For an in-depth description of how to start a Farmer-Led Watershed Council, find the “Start-up Guide” at this link: Getting Started with Farmer-Led Watersheds. This guide was put together by the University of Wisconsin-Madison for their watershed council project.
June 2, 2018 Stream Day hosted by the Tainter Creek Farmer-led Watershed Council. Ben Wojahn, Vernon County Land & Water Conservationist, provided a rainfall simulator demonstration to show the run off under varying levels of ground cover. He is pictured here with several members of the Council.
Since 2016, Valley Stewardship Network has been facilitating and assisting in the development of local watershed councils.The focal point of our current efforts includes Tainter Creek (Kickapoo River), West Fork (Kickapoo River), South Fork (Bad Axe River), and upper Kickapoo River watersheds. The work in these watersheds is being spearheaded by Matt Emslie, and we are actively partnering with Vernon County Land and Water Conservation District (LWCD) on these projects.

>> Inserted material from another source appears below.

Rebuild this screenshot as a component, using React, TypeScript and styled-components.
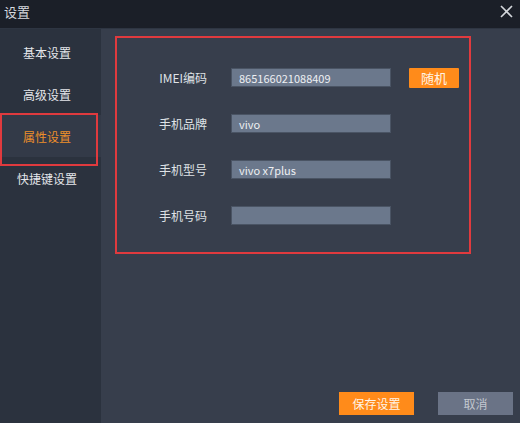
import styled, { createGlobalStyle } from "styled-components";

const GlobalStyle = createGlobalStyle`
    html, body {
        margin: 0;
        padding: 0;
        background: #373e4c;
    }
    * {
        box-sizing: border-box;
    }
`;

const menu = ["基本设置", "高级设置", "属性设置", "快捷键设置"];

const fields = [
    {label: "IMEI编码", value: "865166021088409", random: true},
    {label: "手机品牌", value: "vivo"},
    {label: "手机型号", value: "vivo x7plus"},
    {label: "手机号码", value: ""},
];

const App = () => {
    const active = 2;
    return (
        <Window>
            <GlobalStyle/>
            <TitleBar>
                <Title>设置</Title>
                <CloseButton>
                    <svg width="13" height="13" viewBox="0 0 13 13">
                        <path d="M1 1L12 12M12 1L1 12" stroke="#d4d7dc" strokeWidth="1.6"/>
                    </svg>
                </CloseButton>
            </TitleBar>

            <Body>
                <Sidebar>
                    {menu.map((item, i) => (
                        <MenuItem key={item} isActive={i === active}>
                            {item}
                            {i === active && <MenuMark/>}
                        </MenuItem>
                    ))}
                </Sidebar>

                <Main>
                    <FormBox>
                        {fields.map(f => (
                            <FieldRow key={f.label}>
                                <Label>{f.label}</Label>
                                <Input>{f.value}</Input>
                                {f.random && <RandomButton>随机</RandomButton>}
                            </FieldRow>
                        ))}
                    </FormBox>

                    <Footer>
                        <ActionButton primary>保存设置</ActionButton>
                        <ActionButton>取消</ActionButton>
                    </Footer>
                </Main>
            </Body>
        </Window>
    );
}

export default App;


const font = `"Noto Sans CJK SC", "Noto Sans", sans-serif`;

const Window = styled.div`
    width: 520px;
    height: 423px;
    display: flex;
    flex-direction: column;
    font-family: ${font};
    overflow: hidden;
`;

const TitleBar = styled.div`
    height: 29px;
    flex-shrink: 0;
    display: flex;
    align-items: center;
    justify-content: space-between;
    background-color: #1b1f28;
    border-bottom: 1px solid #2e3542;
`;

const Title = styled.div`
    color: #d6d9de;
    font-size: 13px;
    margin-left: 4px;
    margin-top: -5px;
`;

const CloseButton = styled.div`
    width: 20px;
    display: flex;
    justify-content: flex-start;
    margin-top: -6px;
`;

const Body = styled.div`
    flex: 1;
    display: flex;
`;

const Sidebar = styled.div`
    width: 101px;
    flex-shrink: 0;
    padding-top: 2px;
    background-color: #2b323e;
`;

const MenuItem = styled.div<{
    isActive?: boolean,
}>`
    position: relative;
    height: 42px;
    display: flex;
    align-items: center;
    justify-content: center;
    padding-right: 7px;
    font-size: 12px;
    color: #e4e6ea;

    ${props => props.isActive && `
        color: #ee8f2a;
        background-color: #333a48;
    `}
`;

const MenuMark = styled.div`
    position: absolute;
    left: 0;
    top: -2px;
    width: 98px;
    height: 53px;
    border: 2px solid #e03a3e;
`;

const Main = styled.div`
    flex: 1;
    display: flex;
    flex-direction: column;
    justify-content: space-between;
    padding: 7px 7px 8px 14px;
    background-color: #373e4c;
`;

const FormBox = styled.div`
    width: 356px;
    height: 218px;
    border: 2px solid #e03a3e;
    padding: 30px 0 0 0;
    display: flex;
    flex-direction: column;
    gap: 27px;
`;

const FieldRow = styled.div`
    display: flex;
    align-items: center;
    height: 19px;
`;

const Label = styled.div`
    width: 90px;
    margin-right: 24px;
    text-align: right;
    font-size: 12px;
    color: #dfe2e6;
`;

const Input = styled.div`
    width: 160px;
    height: 19px;
    padding: 0 7px;
    display: flex;
    align-items: center;
    font-size: 11px;
    color: #eef0f3;
    background-color: #6b788c;
    border: 1px solid #4a5464;
`;

const RandomButton = styled.div`
    width: 50px;
    height: 20px;
    margin-left: 18px;
    display: flex;
    align-items: center;
    justify-content: center;
    font-size: 13px;
    color: #fff3e6;
    background-color: #ff8b1a;
    border-radius: 1px;
`;

const Footer = styled.div`
    display: flex;
    justify-content: flex-end;
    gap: 24px;
`;

const ActionButton = styled.div<{
    primary?: boolean,
}>`
    width: 75px;
    height: 23px;
    display: flex;
    align-items: center;
    justify-content: center;
    font-size: 12px;
    color: #c3c8d0;
    background-color: #6a7386;

    ${props => props.primary && `
        color: #fff4e8;
        background-color: #ff8b1a;
    `}
`;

We first started conceptualizing the idea of local watershed councils in the summer of 2016. Encouraging and facilitating change on the landscape and on farms is as much of a social challenge as it is a technical challenge. For the most part, we have a pretty good understanding of the technical steps required to effect positive change in water quality. The part that is much more difficult is navigating the social conditions that affect adoption of Best Management Practices (BMPs). For this reason, we determined that we needed to work at the smallest geographic scale possible, where the social fabric and local relationships were identifiable and distinct. We determined that working at the HUC (Hydrologic Unit Code) 12-scale would be the most appropriate for the goals we had in mind.

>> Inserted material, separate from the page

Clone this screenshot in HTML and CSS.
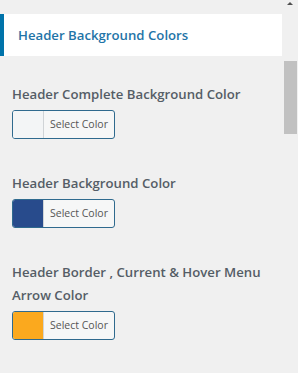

But which HUC 12 watersheds would be the most appropriate to try to develop a model for watershed councils? Because we knew we were, at least regionally, potentially starting something new and trying to create a model, we wanted to set it up for success as much as possible. If this first attempt was successful then the hope was that other groups might come together either through our efforts or on their own because they could see that there were other functioning, existing groups. Probably the most crucial decision we made at the outset was determining that choosing a watershed that had the greatest potential for strong leadership among farmers rather than because it had the greatest water quality need was the most important factor in deciding which watershed to pour our initial efforts into. We asked for input from our local partners (National Resources Conservation Service [NRCS] and Vernon County LWCD) that had strong relationships with farmers in local watersheds to help us identify watersheds with strong farmer leaders. Their help was invaluable in this process. Without their assistance, we would have had a much more difficult and slow go of it in our initial efforts. Through our conversations they helped us to identify not only potential watersheds but also individual farmers that might be interested in this type of group or process.

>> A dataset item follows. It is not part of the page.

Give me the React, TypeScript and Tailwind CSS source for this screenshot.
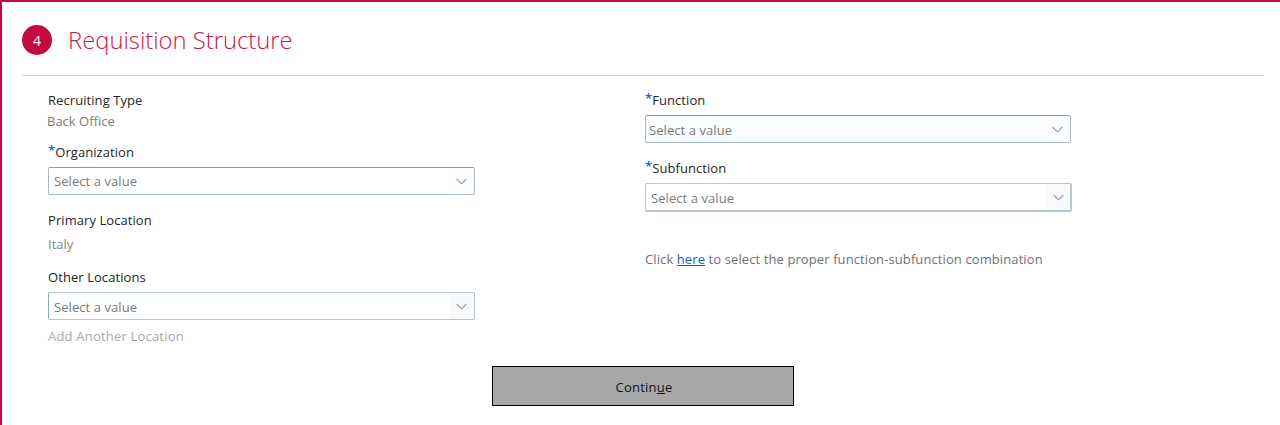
import React from "react";

const font = "font-['Open_Sans','Noto_Sans',sans-serif]";

function Chevron() {
  return (
    <svg width="11" height="7" viewBox="0 0 11 7" fill="none" className="block">
      <path d="M0.7 1 L5.5 5.8 L10.3 1" stroke="#94999c" strokeWidth="1.1" />
    </svg>
  );
}

function Label({ children, req }: { children: React.ReactNode; req?: boolean }) {
  return (
    <div className="h-[20px] text-[13px] leading-[20px] tracking-[0.07px] text-[#262626] whitespace-nowrap">
      {req && <span className="text-[#0572ce] text-[13px] font-semibold relative top-[-2px]">*</span>}
      {children}
    </div>
  );
}

function Select({
  bg = "bg-white",
  btn = "bg-[#fbfcfe]",
  pad = "pl-[5px]",
  wide = "w-[427px]",
  height = "h-[28px]",
  border = "border-[#a9bac3] border-t-[#87a0a8]",
  btnW = "w-[26px]",
  textTop = "pt-[1px]",
}: {
  bg?: string;
  btn?: string;
  pad?: string;
  wide?: string;
  height?: string;
  border?: string;
  btnW?: string;
  textTop?: string;
}) {
  return (
    <div className={`${wide} ${height} ${bg} flex items-stretch border ${border} rounded-[2px]`}>
      <div className={`flex-1 flex items-center ${textTop} ${pad} text-[13px] tracking-[0.07px] text-[#7a7a7a]`}>Select a value</div>
      <div className={`${btnW} ${btn} flex items-center justify-center`}>
        <Chevron />
      </div>
    </div>
  );
}

export default function App() {
  return (
    <div className={`${font} w-[1280px] h-[425px] bg-white border-t-2 border-l-2 border-[#c40b3e] overflow-hidden`}>
      <div className="ml-[20px] mr-[16px] h-[74px] border-b border-[#d0d0d0] flex items-start pt-[23px]">
        <div className="w-[30px] h-[30px] rounded-full bg-[#c40b3e] text-white text-[14px] flex items-center justify-center">4</div>
        <div className="ml-[16px] text-[23.8px] leading-[30px] font-light text-[#c8194b] whitespace-nowrap">Requisition Structure</div>
      </div>
      <div className="flex pt-[14px] pl-[46px]">
        <div className="w-[597px]">
          <Label>Recruiting Type</Label>
          <div className="h-[22px] text-[13px] leading-[22px] text-[#7a7a7a] ml-[-1px]">Back Office</div>
          <div className="mt-[10px]">
            <Label req>Organization</Label>
          </div>
          <div className="mt-[5px]">
            <Select />
          </div>
          <div className="mt-[15px]">
            <Label>Primary Location</Label>
          </div>
          <div className="h-[28px] text-[13px] leading-[28px] text-[#868686]">Italy</div>
          <div className="mt-[9px]">
            <Label>Other Locations</Label>
          </div>
          <div className="mt-[5px]">
            <Select border="border-[#b5c5cc] border-l-[#8fa5ae]" btnW="w-[25px]" btn="bg-[#f7f9fb]" textTop="pt-[3px]" />
          </div>
          <div className="mt-[6px] h-[20px] text-[13px] leading-[20px] tracking-[0.2px] text-[#a8a8a8]">Add Another Location</div>
        </div>
        <div>
          <Label req>Function</Label>
          <div className="mt-[5px]">
            <Select bg="bg-[#f9fcfd]" btn="bg-[#fbfcfe]" pad="pl-[3px]" wide="w-[426px]" textTop="pt-[3px]" />
          </div>
          <div className="mt-[15px]">
            <Label req>Subfunction</Label>
          </div>
          <div className="mt-[5px]">
            <Select border="border-[#b8c6ce] border-r-2 border-b-2" height="h-[29px]" btnW="w-[24px]" btn="bg-[#f7f9fb]" textTop="pt-[3px]" />
          </div>
          <div className="mt-[37px] h-[20px] text-[13px] leading-[20px] tracking-[0.1px] text-[#707070] whitespace-nowrap">
            Click <a className="text-[#0b66c3] underline">here</a> to select the proper function-subfunction combination
          </div>
        </div>
      </div>
      <div className="mt-[20px] ml-[490px] w-[302px] h-[40px] bg-[#a8a8a8] border border-black flex items-center justify-center pt-[3px] pl-[2px] text-[13px] tracking-[0.2px] text-[#111]">
        <span>
          Contin<span className="underline">u</span>e
        </span>
      </div>
    </div>
  );
}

Tainter Creek Farmer-Led Watershed Council brought Ray Archuleta, renowned soil health expert, to the region July 25 & 26, 2018. Approximately 160 area residents attended the event.
In 2017, the first steps were taken to form a “Watershed Neighbors Group” to identify common conservation concerns and interests. We started by inviting folks with running water that drains into the West Fork between Bloomingdale and Liberty to a potluck gathering. Attendees voted on the top three conservation topics to focus on: flooding/erosion control, forest management, and bird/non-game habitat.
In 2018, the West Fork Watershed Neighbors Council held three committee meetings and one large potluck and beer gathering with guest speakers. Over 600 landowners, those whose properties drain into the West Fork between Bloomingdale and Liberty, were invited to participate, and were surveyed for their interests in conservation topics.
Over 65 people responded to the survey. 22 of them requested and received property site visits from professionals to advise them on their greatest concerns. Over 75 folks came to the September gathering and heard two professional presentations, one on birds and one on invasive plants. It was a great time to socialize, meet new neighbors, share food, and drink some good beer.
West Fork Neighbors Watershed Council meeting participants ready themselves to see conservation work at Nature Nooks Retreat.